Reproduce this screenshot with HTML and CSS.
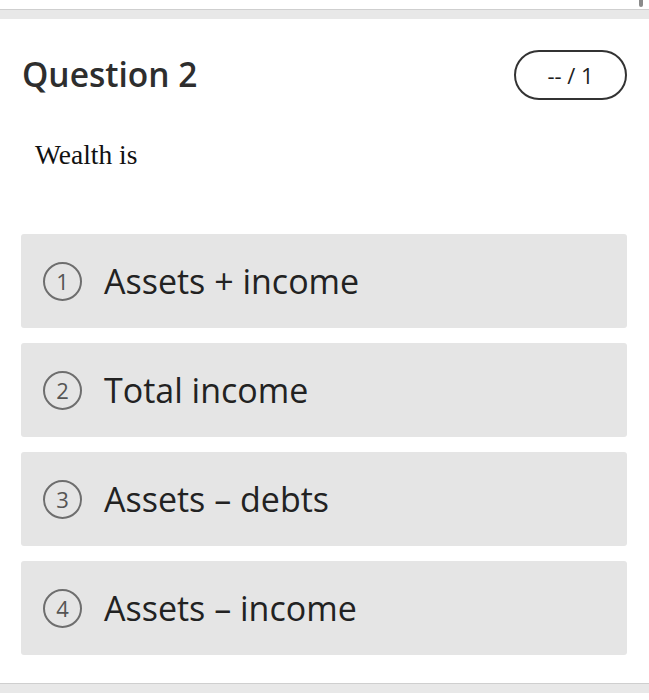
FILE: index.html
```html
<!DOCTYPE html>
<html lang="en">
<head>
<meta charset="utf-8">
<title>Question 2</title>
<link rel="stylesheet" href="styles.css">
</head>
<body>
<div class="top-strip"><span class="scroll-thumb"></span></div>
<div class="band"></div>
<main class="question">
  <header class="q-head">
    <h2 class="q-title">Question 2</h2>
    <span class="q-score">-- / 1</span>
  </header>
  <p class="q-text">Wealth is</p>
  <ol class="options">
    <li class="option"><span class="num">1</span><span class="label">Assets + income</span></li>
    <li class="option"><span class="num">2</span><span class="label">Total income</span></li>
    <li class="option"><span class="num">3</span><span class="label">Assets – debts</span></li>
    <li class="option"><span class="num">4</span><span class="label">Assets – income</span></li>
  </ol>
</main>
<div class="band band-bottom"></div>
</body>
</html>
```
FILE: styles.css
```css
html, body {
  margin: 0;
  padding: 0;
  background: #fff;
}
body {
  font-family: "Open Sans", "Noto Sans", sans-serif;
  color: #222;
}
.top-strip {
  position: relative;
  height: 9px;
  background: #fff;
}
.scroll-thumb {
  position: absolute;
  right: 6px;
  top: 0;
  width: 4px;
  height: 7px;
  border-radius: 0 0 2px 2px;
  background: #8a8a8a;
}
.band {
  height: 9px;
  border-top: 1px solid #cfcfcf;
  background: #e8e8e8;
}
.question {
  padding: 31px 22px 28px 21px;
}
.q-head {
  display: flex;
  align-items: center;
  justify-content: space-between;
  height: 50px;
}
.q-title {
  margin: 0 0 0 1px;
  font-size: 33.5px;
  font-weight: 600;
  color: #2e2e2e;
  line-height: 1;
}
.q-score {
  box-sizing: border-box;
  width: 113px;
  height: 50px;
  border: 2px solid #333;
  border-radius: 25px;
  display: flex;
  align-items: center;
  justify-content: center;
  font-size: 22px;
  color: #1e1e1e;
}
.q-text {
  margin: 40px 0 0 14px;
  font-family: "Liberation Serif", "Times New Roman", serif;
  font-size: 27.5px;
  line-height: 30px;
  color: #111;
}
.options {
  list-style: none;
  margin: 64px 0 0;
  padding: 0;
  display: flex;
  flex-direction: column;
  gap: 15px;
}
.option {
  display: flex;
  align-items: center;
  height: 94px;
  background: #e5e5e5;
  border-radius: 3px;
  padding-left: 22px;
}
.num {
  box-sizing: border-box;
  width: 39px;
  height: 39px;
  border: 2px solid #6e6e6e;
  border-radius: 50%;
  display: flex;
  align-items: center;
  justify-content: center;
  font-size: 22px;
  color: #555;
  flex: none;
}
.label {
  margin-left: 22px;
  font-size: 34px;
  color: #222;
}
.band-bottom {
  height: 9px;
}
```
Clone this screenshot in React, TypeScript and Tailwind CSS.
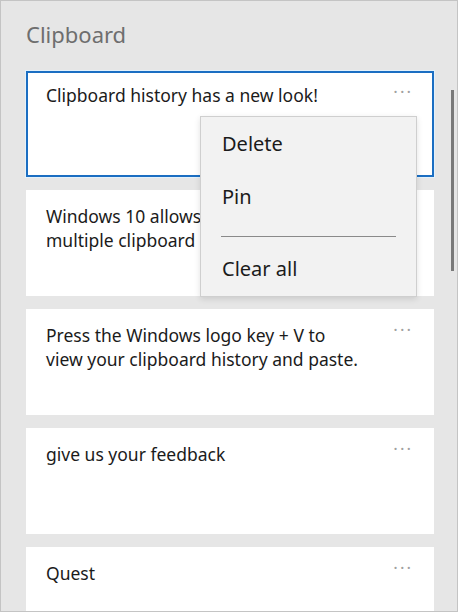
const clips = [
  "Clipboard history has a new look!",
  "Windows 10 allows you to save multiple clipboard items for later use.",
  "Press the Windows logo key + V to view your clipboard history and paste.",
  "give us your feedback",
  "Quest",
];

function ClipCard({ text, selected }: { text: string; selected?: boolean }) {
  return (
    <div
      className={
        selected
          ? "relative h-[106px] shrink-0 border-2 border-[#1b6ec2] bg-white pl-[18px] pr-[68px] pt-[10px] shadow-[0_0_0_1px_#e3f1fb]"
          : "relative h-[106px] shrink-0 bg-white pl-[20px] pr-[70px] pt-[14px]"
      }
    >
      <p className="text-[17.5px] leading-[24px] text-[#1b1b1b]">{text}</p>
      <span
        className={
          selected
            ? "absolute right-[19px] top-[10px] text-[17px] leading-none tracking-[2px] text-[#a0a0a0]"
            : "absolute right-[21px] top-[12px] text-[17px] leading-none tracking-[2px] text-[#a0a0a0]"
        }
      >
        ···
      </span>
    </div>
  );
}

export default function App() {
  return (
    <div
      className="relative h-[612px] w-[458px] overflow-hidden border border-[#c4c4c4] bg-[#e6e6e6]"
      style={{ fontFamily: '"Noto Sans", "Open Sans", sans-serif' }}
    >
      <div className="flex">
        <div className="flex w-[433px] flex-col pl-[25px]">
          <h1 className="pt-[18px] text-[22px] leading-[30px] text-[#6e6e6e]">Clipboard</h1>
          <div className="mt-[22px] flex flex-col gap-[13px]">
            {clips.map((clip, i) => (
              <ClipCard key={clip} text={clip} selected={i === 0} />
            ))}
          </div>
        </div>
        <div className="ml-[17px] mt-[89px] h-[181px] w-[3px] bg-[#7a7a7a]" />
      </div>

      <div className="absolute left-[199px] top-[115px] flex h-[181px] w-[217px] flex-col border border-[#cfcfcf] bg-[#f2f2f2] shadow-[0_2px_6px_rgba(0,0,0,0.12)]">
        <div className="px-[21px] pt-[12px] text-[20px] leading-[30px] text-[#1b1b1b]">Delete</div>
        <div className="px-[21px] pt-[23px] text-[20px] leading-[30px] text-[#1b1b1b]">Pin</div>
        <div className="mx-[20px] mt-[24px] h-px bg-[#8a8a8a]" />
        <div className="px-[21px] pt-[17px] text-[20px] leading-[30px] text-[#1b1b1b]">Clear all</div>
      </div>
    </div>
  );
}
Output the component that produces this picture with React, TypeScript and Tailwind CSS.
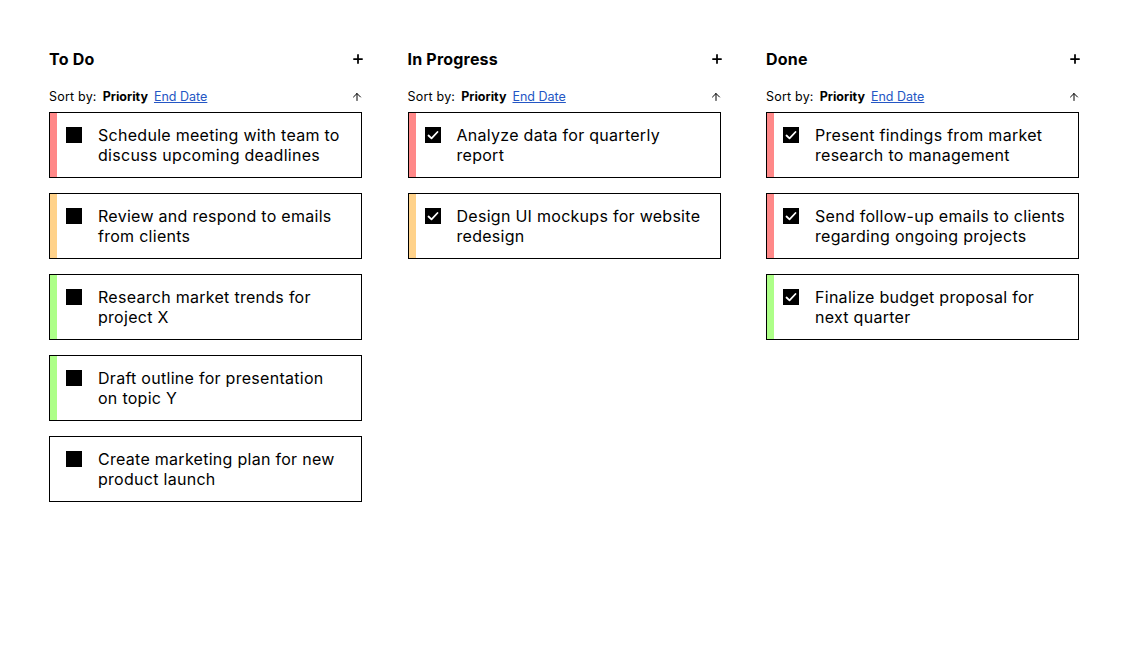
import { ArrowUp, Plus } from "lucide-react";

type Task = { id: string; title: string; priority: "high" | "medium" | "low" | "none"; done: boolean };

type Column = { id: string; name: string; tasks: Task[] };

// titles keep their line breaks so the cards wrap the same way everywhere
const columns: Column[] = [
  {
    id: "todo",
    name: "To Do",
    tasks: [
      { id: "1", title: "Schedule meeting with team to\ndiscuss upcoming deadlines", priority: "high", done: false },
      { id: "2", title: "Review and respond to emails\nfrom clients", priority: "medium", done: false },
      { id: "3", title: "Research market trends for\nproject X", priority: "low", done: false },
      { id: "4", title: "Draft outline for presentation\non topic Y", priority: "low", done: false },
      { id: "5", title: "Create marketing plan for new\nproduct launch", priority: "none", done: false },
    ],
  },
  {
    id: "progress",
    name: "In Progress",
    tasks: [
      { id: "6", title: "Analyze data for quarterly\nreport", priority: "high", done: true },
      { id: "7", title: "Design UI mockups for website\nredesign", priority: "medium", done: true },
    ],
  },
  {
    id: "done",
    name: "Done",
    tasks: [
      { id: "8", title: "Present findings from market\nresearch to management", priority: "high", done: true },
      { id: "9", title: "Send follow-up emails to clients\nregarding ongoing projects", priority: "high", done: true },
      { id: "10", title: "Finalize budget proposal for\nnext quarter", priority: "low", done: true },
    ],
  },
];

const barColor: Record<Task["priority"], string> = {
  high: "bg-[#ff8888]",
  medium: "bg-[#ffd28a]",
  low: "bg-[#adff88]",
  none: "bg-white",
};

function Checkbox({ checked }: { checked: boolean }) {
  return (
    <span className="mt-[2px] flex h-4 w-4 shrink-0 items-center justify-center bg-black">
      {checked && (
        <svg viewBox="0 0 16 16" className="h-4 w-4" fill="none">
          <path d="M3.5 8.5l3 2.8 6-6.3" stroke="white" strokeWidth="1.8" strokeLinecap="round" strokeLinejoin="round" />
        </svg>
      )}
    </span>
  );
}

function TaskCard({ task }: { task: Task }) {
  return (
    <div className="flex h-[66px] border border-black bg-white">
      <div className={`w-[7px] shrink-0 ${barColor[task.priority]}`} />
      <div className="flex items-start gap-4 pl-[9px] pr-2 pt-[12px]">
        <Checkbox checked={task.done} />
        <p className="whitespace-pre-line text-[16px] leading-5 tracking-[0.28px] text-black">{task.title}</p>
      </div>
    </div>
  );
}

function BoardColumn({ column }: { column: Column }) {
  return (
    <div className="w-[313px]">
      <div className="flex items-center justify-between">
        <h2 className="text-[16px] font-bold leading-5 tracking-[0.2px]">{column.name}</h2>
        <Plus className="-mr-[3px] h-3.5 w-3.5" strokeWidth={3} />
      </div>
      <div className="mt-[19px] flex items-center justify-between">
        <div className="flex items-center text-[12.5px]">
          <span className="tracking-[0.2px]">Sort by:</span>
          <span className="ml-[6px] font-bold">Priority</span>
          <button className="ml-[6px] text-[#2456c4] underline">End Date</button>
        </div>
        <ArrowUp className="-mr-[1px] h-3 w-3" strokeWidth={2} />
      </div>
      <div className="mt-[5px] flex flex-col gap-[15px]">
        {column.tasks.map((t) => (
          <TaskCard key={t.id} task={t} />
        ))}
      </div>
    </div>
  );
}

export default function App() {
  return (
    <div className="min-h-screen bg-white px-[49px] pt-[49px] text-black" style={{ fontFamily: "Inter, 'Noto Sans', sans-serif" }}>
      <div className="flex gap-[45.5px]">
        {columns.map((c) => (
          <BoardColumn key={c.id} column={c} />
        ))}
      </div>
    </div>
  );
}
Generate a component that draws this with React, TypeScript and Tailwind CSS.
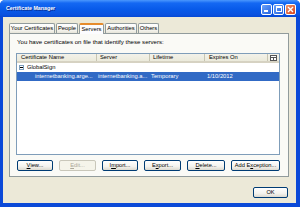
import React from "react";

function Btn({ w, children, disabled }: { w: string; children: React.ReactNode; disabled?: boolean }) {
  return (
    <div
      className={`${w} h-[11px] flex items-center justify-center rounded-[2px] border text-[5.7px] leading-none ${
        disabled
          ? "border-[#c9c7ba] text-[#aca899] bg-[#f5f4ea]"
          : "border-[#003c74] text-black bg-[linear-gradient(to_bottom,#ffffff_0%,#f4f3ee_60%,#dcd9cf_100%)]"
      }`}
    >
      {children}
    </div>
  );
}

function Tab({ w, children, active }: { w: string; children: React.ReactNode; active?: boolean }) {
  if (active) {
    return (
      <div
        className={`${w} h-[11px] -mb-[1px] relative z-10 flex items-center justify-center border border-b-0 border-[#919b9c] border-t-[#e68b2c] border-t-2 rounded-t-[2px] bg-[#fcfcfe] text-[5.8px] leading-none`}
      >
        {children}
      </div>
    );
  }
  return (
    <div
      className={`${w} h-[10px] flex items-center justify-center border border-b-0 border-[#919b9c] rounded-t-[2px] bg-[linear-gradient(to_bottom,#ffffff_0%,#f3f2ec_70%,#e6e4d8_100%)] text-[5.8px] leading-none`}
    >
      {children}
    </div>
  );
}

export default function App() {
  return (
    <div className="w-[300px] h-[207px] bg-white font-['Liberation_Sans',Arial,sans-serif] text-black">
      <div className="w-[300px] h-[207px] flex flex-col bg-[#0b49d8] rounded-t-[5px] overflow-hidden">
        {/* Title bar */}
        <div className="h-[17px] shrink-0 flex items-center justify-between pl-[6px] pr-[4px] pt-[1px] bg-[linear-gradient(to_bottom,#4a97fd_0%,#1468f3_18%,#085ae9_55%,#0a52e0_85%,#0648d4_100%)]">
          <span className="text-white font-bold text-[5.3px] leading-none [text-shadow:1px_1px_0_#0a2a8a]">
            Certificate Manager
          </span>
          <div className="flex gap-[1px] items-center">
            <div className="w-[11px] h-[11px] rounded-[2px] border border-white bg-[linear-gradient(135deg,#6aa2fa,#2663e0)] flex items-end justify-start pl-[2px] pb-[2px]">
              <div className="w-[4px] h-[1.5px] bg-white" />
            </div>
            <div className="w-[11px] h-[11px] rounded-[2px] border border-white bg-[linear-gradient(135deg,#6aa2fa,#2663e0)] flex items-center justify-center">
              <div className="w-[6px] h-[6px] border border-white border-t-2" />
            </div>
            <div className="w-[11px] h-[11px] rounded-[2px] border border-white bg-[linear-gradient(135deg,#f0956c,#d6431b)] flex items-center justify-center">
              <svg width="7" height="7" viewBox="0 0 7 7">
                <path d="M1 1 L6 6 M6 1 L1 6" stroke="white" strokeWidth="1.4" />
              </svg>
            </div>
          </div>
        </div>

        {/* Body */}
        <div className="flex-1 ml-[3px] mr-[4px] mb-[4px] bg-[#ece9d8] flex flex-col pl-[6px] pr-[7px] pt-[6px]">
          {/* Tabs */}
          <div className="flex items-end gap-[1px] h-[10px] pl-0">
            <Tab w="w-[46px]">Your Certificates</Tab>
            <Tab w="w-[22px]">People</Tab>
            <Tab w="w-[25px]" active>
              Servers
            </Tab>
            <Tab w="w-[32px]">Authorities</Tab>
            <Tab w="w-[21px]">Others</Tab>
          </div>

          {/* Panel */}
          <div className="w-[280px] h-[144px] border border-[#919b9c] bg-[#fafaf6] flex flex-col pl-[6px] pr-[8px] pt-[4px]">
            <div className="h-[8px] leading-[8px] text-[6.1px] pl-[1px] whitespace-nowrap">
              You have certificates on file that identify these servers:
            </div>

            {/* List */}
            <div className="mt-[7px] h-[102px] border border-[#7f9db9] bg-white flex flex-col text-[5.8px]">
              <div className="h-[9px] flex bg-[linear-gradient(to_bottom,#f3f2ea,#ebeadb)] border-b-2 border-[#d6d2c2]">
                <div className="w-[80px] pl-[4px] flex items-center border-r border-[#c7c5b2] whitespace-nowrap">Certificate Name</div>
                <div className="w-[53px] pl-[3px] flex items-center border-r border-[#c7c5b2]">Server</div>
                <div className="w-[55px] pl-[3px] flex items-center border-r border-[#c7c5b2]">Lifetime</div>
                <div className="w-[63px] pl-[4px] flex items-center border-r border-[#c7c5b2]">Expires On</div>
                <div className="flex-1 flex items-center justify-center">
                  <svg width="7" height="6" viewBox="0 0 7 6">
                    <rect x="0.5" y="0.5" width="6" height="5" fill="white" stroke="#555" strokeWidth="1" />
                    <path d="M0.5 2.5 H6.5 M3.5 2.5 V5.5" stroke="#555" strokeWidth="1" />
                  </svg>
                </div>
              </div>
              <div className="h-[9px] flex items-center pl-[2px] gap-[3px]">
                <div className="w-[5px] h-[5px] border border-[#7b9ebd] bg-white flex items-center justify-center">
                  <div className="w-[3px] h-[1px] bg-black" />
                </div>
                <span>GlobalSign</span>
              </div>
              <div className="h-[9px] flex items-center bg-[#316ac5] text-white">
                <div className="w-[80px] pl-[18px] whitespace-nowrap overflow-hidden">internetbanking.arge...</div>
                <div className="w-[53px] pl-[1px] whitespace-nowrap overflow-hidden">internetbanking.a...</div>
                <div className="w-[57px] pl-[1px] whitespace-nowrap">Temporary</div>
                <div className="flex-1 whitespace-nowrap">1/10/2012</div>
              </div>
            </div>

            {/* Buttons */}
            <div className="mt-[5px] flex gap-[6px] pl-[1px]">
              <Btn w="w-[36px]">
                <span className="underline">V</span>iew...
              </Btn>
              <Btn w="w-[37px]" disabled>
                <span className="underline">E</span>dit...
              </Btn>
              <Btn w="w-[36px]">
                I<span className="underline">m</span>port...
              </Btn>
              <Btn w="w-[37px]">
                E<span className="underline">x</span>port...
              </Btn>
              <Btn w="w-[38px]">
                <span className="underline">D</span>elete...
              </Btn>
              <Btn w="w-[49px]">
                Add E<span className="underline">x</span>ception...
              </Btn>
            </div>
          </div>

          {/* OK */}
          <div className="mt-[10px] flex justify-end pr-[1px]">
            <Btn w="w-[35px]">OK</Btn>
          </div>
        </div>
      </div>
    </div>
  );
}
··········
* [What the task requires] Filter the entries down to the lines containing "screenshot". Copy each of those lines.

* [Completed exercise]
Reproduce this screenshot with HTML and CSS.
Clone this screenshot in React, TypeScript and Tailwind CSS.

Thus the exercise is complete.